* Directions for this task: In the records that follow, show each line where the word "uses" is present.
━━━ Supplied information
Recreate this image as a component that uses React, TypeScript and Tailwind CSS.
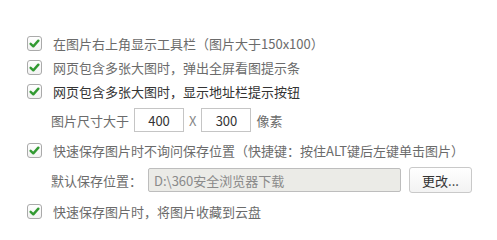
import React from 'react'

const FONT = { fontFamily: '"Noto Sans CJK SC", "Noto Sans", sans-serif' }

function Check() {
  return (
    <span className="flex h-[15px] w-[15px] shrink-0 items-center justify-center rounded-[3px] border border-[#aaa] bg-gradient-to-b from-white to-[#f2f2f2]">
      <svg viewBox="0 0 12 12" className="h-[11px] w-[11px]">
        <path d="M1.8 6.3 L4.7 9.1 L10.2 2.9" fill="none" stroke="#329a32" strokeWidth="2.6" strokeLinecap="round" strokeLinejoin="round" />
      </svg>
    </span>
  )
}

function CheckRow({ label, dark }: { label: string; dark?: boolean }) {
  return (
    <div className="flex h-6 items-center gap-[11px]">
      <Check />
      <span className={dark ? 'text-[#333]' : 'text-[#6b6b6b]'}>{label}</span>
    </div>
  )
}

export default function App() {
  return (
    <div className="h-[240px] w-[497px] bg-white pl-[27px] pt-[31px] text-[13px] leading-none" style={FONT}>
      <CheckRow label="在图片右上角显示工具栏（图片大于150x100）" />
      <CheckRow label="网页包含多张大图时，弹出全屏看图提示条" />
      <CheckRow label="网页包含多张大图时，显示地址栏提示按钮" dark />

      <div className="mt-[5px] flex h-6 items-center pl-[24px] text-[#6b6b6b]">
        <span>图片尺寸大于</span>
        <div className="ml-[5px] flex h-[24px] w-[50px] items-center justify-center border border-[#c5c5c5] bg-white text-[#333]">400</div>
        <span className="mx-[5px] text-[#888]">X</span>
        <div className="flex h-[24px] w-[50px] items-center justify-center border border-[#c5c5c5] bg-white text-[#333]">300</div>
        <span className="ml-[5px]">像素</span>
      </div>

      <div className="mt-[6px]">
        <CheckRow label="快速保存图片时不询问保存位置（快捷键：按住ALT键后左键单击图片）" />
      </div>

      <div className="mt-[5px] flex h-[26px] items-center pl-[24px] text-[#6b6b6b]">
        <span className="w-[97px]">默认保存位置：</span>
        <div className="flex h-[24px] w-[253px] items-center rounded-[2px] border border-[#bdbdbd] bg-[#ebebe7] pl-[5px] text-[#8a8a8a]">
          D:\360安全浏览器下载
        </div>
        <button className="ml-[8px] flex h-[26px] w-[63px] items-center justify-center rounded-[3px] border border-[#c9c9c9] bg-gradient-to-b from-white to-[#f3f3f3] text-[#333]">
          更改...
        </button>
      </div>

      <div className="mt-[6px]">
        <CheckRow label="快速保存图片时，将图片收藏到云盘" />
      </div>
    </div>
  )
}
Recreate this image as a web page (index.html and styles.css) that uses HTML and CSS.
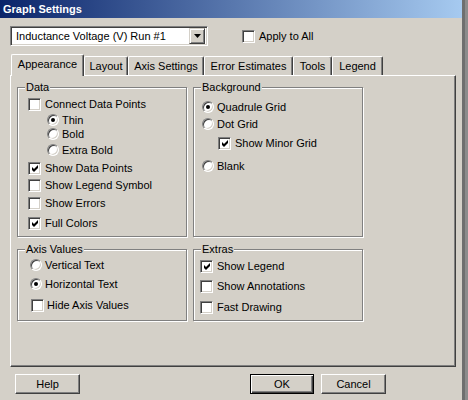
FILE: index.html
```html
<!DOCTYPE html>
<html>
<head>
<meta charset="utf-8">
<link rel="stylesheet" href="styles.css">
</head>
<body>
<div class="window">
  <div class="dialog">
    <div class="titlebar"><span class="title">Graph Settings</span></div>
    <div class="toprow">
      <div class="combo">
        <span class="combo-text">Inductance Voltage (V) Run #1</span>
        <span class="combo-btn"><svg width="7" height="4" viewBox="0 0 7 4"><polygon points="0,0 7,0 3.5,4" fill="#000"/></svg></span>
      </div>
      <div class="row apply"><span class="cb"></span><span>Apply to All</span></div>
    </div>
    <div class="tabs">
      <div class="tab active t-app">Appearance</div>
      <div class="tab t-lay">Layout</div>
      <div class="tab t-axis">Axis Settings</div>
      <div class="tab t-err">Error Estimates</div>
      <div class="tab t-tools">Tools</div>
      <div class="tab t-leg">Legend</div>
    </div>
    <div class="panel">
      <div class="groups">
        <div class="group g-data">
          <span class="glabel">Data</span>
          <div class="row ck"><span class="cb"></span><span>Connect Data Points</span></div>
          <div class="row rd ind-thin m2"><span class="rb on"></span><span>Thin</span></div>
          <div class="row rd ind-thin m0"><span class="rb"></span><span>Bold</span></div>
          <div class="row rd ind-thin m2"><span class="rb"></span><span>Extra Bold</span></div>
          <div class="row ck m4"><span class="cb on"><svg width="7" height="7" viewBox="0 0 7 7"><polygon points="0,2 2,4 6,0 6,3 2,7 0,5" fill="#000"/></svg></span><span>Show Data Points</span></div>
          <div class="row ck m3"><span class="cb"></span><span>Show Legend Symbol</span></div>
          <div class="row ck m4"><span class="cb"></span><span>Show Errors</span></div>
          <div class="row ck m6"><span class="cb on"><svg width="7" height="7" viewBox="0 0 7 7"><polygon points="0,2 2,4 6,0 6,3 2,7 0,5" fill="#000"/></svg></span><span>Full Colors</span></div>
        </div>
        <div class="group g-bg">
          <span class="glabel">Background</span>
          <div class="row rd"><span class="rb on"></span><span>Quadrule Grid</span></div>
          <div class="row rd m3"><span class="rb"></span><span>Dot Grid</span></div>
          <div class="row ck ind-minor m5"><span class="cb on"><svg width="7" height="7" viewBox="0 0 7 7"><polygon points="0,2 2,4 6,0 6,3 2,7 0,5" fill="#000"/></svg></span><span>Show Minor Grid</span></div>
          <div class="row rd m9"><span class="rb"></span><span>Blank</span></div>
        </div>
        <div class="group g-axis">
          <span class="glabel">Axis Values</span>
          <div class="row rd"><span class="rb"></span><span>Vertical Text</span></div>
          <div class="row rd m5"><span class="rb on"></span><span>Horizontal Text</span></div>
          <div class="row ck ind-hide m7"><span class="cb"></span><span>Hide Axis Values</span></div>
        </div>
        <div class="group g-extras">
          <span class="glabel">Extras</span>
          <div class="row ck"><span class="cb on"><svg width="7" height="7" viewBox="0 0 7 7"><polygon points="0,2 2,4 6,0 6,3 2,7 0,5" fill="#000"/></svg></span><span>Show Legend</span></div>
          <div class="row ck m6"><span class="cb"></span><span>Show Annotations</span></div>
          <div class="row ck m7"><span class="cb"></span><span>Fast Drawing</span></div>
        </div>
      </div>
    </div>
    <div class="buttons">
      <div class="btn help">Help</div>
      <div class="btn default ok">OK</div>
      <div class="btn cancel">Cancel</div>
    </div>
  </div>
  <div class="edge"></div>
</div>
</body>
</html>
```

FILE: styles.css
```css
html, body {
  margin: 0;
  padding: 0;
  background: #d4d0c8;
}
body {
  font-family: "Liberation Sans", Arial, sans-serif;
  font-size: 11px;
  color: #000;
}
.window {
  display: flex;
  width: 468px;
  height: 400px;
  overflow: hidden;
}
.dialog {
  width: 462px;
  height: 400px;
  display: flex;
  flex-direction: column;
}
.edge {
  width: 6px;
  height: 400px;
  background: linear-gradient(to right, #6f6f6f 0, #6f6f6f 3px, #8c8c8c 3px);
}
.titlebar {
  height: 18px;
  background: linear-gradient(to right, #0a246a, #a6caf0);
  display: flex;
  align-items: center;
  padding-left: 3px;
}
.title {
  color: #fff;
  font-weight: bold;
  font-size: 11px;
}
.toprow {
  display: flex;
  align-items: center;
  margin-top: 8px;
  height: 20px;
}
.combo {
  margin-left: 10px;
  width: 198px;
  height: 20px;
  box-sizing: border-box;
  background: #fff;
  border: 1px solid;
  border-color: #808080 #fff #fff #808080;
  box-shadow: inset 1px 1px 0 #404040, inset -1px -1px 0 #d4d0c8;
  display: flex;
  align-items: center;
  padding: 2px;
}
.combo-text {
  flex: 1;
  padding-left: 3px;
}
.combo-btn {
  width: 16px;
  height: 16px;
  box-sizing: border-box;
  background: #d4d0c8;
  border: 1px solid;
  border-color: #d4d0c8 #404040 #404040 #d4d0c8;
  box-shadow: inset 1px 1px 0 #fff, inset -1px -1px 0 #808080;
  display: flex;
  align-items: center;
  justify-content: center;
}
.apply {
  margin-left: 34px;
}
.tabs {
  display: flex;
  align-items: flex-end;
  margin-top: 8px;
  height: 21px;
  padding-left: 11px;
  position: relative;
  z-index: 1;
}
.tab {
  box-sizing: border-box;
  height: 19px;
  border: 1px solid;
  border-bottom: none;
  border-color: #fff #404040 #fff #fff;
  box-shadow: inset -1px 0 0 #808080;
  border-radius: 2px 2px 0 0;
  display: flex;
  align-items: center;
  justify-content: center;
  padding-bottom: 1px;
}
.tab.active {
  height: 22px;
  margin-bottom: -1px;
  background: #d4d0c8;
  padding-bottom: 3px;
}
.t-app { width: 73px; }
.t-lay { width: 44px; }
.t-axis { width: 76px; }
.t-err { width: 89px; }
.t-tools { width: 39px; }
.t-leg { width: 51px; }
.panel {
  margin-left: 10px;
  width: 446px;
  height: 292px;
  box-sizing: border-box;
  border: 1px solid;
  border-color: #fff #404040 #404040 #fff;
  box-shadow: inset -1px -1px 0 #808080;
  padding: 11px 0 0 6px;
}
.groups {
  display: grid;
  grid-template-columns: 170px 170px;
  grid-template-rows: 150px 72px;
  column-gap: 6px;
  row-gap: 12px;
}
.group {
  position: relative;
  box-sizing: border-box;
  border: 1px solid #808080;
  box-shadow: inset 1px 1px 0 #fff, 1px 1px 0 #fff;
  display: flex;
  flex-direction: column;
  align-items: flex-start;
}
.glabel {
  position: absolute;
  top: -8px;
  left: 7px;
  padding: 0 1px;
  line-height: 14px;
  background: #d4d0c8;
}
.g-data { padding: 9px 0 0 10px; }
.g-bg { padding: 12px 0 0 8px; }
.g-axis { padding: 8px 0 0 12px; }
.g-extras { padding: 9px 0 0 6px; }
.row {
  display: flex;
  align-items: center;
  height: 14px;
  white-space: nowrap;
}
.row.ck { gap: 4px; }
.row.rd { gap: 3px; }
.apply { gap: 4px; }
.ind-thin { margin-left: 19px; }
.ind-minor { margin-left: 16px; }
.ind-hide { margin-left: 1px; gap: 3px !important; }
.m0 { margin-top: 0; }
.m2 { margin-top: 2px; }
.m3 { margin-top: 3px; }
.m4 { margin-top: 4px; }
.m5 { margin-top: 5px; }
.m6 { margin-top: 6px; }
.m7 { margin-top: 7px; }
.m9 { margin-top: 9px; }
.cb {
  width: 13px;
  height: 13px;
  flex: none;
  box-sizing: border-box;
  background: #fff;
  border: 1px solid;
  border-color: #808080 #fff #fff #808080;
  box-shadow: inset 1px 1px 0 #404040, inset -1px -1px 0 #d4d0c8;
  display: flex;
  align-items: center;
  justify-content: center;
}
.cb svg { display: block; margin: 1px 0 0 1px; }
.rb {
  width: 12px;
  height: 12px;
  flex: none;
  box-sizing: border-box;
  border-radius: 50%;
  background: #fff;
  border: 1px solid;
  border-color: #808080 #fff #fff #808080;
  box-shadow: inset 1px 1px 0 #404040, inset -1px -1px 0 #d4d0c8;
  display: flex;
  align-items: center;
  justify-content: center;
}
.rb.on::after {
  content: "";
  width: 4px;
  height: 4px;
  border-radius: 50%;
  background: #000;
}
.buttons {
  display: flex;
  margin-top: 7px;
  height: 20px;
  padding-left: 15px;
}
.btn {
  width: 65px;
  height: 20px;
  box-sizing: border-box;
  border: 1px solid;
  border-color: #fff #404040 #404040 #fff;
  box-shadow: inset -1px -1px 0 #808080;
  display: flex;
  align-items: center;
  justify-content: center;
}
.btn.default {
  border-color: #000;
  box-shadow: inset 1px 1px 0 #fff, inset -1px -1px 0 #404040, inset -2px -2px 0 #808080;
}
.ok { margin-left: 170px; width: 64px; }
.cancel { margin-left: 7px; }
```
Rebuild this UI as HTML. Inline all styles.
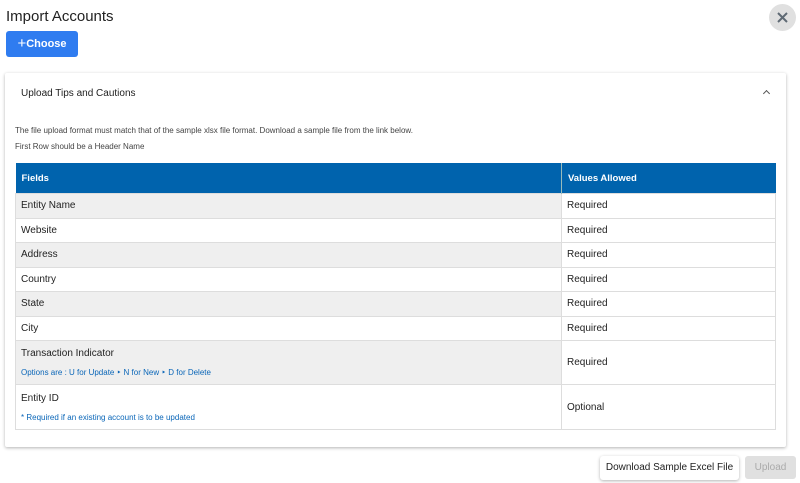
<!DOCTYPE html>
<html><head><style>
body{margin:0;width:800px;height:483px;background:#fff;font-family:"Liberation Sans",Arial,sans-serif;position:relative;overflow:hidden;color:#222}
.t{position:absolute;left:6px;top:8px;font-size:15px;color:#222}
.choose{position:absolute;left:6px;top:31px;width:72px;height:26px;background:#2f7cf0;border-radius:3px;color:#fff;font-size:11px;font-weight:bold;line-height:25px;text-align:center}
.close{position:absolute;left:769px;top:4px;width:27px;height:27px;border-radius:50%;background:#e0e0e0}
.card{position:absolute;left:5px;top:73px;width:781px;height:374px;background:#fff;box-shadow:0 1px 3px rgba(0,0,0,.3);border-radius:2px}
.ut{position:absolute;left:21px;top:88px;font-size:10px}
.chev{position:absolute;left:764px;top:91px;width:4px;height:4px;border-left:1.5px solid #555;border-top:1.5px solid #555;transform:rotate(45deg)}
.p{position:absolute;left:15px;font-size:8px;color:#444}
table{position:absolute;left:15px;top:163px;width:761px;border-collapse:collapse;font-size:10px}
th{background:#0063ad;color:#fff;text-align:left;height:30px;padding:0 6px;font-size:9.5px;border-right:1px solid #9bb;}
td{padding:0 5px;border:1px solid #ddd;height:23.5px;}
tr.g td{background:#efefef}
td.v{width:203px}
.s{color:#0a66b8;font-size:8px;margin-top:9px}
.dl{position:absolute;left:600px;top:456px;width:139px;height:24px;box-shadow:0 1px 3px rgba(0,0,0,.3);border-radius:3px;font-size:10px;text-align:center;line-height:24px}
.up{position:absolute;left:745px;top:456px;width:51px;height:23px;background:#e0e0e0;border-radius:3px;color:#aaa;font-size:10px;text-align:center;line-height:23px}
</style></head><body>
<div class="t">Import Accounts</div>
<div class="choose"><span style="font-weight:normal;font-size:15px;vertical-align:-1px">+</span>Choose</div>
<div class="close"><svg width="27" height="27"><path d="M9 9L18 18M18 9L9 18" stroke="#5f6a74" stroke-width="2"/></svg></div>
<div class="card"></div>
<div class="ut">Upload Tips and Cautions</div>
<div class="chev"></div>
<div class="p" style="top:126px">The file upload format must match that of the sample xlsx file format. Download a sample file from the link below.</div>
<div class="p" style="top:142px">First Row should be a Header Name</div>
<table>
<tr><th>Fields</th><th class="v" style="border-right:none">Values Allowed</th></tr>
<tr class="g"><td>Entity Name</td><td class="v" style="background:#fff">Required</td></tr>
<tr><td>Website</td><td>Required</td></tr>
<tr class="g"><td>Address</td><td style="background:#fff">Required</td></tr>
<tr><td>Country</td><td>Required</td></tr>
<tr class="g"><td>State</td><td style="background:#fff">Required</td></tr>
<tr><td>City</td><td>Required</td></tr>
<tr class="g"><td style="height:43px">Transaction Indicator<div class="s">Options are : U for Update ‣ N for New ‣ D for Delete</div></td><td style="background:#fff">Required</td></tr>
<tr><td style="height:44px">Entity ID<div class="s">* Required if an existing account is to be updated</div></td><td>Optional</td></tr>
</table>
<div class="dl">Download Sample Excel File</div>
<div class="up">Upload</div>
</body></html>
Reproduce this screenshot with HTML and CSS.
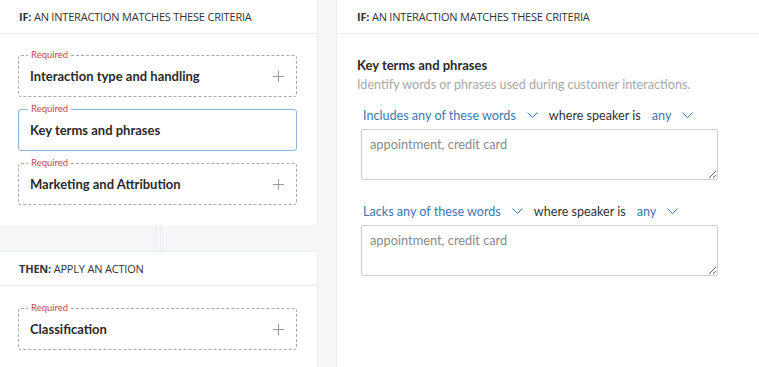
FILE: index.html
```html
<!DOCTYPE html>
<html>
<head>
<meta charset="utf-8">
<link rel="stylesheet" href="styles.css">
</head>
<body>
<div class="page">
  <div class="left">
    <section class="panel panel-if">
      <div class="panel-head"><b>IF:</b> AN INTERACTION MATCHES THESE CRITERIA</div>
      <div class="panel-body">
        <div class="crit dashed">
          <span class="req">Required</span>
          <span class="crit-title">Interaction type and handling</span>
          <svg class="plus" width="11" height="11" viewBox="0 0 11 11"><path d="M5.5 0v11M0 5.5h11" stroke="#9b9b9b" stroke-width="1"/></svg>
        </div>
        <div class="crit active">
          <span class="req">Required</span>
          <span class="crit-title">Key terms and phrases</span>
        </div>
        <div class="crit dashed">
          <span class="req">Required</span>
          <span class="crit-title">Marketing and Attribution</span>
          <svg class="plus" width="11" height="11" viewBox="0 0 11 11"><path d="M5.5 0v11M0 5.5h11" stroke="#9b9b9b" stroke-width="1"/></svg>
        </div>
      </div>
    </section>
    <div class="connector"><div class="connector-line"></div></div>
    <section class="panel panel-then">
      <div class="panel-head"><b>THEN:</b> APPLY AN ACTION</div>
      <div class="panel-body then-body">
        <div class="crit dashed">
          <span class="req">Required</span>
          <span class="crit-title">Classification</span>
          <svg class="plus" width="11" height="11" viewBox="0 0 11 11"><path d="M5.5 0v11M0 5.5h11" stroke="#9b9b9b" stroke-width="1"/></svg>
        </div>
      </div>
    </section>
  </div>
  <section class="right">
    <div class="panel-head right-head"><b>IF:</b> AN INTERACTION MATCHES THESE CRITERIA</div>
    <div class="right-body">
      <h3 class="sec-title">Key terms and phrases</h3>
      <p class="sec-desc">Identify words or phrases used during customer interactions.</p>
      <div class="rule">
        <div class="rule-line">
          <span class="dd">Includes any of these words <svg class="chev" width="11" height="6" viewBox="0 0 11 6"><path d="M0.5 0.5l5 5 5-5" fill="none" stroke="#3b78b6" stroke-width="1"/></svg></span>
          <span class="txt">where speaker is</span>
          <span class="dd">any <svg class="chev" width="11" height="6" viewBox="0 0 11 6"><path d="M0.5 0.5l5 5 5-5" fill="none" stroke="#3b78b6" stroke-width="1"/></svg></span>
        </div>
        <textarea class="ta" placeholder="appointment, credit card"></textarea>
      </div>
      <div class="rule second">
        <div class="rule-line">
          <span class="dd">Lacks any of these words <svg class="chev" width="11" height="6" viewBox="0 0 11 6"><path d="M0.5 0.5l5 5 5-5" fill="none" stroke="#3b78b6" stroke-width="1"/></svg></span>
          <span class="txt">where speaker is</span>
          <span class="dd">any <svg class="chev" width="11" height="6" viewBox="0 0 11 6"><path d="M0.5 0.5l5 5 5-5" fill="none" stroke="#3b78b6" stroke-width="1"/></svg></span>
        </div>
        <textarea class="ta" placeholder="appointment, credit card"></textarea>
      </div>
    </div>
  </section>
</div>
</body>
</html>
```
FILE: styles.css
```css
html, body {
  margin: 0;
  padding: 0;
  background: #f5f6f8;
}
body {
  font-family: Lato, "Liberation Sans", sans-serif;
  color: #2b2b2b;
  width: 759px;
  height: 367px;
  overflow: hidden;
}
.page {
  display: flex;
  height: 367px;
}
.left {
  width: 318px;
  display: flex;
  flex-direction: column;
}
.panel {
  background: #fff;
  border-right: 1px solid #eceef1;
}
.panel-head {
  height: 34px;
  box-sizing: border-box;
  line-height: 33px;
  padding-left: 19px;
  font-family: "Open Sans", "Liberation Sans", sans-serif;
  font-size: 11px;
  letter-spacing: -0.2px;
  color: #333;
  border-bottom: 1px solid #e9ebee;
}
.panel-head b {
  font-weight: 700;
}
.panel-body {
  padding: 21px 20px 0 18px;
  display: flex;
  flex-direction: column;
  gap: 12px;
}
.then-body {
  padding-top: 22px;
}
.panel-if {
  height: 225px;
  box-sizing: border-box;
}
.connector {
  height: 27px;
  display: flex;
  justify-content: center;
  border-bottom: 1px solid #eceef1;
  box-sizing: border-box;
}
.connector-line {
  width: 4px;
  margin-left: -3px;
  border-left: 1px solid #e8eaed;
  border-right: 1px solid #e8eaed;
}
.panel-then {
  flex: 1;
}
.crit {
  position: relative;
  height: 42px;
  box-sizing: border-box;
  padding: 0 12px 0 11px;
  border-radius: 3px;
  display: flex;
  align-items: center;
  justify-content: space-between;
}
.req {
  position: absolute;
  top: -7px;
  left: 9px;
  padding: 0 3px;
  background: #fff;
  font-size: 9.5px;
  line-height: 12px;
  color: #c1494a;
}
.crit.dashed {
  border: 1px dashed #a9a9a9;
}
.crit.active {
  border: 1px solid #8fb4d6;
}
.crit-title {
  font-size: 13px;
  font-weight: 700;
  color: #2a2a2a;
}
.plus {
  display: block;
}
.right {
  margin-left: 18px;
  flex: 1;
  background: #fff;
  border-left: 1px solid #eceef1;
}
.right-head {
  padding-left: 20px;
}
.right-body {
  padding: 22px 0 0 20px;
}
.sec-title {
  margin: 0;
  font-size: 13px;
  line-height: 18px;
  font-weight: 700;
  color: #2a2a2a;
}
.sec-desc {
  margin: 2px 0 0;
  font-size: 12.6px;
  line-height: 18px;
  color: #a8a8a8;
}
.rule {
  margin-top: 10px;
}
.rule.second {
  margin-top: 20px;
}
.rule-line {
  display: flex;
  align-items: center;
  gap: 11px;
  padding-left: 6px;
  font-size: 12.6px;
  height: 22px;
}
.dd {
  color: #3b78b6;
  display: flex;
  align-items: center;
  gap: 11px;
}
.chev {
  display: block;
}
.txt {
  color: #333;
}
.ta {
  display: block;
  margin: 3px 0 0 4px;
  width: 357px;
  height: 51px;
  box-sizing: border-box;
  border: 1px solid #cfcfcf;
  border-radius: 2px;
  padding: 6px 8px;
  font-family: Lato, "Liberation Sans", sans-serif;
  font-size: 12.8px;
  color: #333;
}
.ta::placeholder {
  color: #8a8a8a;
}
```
━━━━━━
* Solution for this problem:
Recreate this image as a component that uses React, TypeScript and Tailwind CSS.
Recreate this image as a web page (index.html and styles.css) that uses HTML and CSS.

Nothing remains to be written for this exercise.